INSTRUCTION: Look through the data for the string "index". Copy every line where it is found.

EXTRACTED MATERIAL:
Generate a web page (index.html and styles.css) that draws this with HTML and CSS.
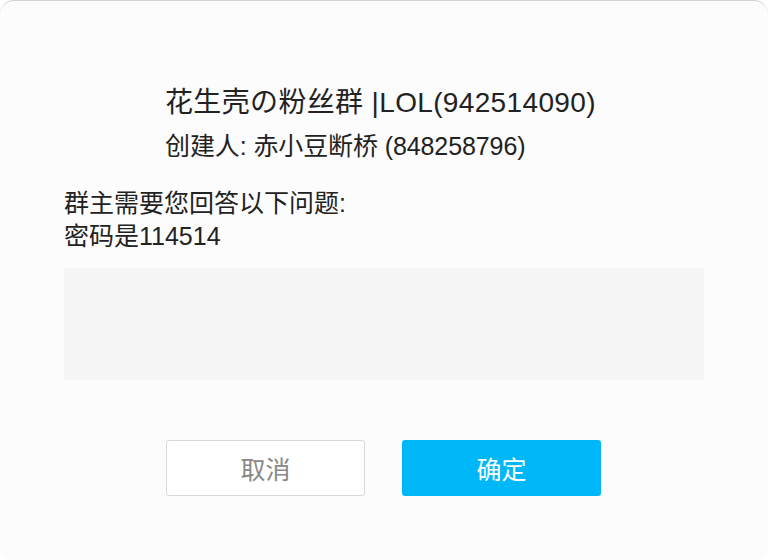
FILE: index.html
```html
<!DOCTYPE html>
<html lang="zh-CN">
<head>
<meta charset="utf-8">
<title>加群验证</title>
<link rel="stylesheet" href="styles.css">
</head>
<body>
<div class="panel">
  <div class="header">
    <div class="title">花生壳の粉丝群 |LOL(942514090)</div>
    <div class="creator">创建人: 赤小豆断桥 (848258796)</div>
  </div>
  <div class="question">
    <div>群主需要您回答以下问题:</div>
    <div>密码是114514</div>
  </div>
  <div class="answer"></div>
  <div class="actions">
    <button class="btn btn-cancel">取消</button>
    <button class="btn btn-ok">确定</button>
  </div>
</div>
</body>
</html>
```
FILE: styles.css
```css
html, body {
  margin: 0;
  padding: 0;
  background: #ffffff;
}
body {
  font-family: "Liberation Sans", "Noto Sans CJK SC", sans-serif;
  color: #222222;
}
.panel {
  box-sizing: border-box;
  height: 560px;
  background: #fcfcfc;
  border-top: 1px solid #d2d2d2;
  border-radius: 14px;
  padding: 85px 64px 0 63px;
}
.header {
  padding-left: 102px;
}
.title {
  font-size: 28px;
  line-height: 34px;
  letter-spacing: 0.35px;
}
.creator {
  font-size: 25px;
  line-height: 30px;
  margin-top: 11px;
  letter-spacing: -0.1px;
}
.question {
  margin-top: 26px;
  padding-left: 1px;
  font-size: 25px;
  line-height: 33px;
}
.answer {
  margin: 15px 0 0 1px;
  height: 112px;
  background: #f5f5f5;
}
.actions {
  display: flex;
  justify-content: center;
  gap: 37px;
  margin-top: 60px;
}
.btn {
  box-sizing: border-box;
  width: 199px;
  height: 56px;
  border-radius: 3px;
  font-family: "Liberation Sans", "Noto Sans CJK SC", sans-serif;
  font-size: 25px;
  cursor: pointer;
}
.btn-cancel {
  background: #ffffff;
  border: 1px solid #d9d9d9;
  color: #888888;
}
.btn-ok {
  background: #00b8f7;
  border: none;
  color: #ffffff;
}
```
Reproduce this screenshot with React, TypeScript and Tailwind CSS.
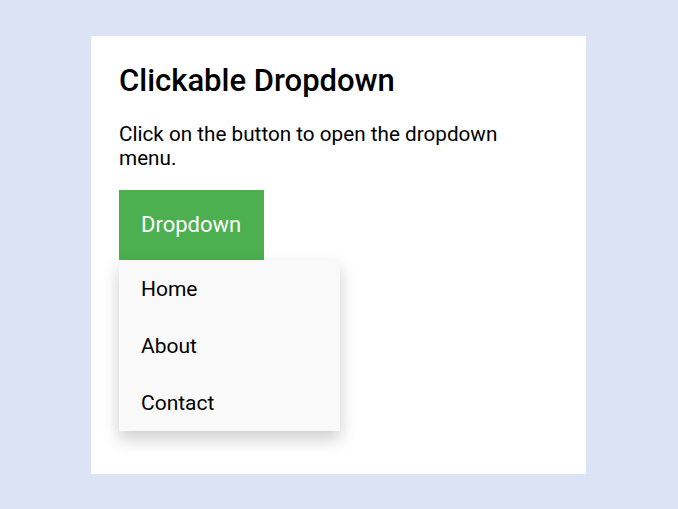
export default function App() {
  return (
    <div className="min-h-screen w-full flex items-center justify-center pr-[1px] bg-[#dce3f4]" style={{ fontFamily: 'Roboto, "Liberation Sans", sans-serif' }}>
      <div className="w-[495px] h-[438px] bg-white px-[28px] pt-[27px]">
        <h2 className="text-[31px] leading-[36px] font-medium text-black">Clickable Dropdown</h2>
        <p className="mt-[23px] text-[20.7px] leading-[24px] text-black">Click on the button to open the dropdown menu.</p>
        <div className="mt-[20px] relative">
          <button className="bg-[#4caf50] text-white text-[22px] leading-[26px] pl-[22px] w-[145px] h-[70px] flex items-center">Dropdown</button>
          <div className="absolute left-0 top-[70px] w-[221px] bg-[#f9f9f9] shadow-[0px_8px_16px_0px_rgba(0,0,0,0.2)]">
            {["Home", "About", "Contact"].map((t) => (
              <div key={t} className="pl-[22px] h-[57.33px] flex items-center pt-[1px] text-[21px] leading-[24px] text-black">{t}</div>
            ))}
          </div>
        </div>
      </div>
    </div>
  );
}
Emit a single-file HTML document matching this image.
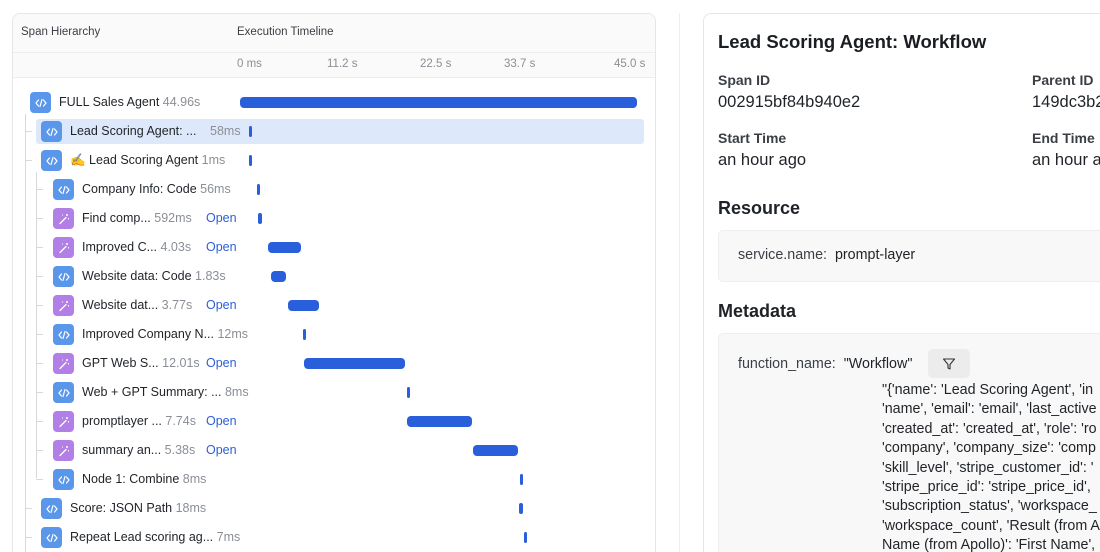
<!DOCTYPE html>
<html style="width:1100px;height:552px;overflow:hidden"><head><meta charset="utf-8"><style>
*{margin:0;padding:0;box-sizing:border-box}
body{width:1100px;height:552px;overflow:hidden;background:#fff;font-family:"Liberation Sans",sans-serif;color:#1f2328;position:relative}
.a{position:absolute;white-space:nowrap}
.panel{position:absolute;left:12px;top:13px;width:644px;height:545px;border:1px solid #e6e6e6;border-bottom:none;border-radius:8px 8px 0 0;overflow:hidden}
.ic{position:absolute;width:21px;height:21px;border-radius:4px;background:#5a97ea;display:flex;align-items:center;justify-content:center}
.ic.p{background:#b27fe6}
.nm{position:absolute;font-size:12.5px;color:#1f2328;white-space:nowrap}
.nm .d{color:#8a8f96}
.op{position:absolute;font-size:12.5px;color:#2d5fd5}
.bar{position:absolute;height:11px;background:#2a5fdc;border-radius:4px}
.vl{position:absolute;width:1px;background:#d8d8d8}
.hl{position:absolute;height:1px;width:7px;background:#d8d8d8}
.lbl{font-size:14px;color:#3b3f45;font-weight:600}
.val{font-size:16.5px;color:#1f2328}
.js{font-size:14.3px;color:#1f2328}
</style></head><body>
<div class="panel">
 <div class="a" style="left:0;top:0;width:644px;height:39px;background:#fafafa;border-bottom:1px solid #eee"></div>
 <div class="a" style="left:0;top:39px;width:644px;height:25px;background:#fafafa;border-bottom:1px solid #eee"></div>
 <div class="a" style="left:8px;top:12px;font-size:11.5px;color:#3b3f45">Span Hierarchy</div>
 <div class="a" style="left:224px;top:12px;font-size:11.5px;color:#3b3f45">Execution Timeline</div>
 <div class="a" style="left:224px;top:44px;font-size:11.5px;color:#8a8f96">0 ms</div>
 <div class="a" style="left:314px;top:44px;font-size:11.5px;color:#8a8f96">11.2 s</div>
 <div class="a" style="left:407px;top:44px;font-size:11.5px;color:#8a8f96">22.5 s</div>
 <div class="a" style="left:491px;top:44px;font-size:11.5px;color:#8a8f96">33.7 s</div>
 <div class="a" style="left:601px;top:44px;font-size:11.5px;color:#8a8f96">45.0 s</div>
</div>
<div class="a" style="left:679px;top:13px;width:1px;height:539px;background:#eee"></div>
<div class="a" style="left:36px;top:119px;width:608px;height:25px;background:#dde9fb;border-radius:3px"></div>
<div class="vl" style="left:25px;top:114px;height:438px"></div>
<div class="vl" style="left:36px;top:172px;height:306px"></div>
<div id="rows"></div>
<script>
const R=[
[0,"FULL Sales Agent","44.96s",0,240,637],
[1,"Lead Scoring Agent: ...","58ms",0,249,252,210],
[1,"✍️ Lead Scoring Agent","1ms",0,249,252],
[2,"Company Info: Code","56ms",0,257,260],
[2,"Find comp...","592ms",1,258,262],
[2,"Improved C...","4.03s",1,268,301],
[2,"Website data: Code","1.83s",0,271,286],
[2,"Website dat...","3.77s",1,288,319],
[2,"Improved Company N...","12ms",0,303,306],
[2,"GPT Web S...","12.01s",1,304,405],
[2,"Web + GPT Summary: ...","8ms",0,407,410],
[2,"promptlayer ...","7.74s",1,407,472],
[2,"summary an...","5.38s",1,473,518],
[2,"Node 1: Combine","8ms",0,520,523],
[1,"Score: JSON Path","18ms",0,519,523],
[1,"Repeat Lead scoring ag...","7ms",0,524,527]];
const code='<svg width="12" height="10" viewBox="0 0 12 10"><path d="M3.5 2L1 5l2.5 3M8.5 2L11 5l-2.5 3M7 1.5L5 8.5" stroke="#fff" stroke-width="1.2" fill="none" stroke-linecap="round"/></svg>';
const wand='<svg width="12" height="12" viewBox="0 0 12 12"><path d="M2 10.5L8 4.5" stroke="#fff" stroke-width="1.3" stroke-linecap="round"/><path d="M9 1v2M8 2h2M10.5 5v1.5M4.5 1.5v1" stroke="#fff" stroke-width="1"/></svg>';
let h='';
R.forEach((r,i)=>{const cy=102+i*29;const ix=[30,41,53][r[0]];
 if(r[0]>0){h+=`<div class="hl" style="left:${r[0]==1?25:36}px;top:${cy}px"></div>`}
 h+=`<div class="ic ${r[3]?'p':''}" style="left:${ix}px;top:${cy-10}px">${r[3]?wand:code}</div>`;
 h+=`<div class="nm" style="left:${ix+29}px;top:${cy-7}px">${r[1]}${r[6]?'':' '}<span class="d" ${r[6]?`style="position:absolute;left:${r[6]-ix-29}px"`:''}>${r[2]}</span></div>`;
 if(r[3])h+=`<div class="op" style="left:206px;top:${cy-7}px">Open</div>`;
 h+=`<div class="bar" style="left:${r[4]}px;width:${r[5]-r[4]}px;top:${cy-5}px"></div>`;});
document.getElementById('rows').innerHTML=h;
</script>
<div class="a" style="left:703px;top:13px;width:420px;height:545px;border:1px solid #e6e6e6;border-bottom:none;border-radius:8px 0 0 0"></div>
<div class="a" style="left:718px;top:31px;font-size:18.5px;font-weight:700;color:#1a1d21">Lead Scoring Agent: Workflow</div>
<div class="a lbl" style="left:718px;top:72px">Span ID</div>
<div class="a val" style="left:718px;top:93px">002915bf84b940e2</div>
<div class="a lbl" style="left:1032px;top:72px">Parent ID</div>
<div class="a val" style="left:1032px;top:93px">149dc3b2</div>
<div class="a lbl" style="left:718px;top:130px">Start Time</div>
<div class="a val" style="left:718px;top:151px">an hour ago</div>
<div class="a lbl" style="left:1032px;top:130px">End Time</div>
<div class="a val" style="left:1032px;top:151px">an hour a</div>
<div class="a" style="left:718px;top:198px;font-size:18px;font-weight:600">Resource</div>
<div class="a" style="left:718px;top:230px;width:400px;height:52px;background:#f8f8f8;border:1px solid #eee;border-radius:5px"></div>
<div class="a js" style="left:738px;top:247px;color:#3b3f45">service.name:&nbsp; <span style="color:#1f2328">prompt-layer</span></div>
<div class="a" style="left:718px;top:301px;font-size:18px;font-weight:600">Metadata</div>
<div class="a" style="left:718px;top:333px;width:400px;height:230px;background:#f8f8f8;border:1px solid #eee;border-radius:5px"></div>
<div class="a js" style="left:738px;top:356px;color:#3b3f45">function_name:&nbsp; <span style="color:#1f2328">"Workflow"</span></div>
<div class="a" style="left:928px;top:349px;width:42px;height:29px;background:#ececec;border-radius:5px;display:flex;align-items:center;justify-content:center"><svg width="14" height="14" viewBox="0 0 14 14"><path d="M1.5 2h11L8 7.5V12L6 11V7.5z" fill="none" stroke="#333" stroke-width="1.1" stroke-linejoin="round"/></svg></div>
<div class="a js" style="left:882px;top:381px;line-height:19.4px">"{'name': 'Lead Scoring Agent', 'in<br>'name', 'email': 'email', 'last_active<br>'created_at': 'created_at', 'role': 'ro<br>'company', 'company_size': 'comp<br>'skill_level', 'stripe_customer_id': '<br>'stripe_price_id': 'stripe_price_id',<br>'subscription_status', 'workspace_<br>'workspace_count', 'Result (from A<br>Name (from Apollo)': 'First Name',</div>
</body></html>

FULL OUTPUT:
Generate a web page (index.html and styles.css) that draws this with HTML and CSS.
FILE: index.html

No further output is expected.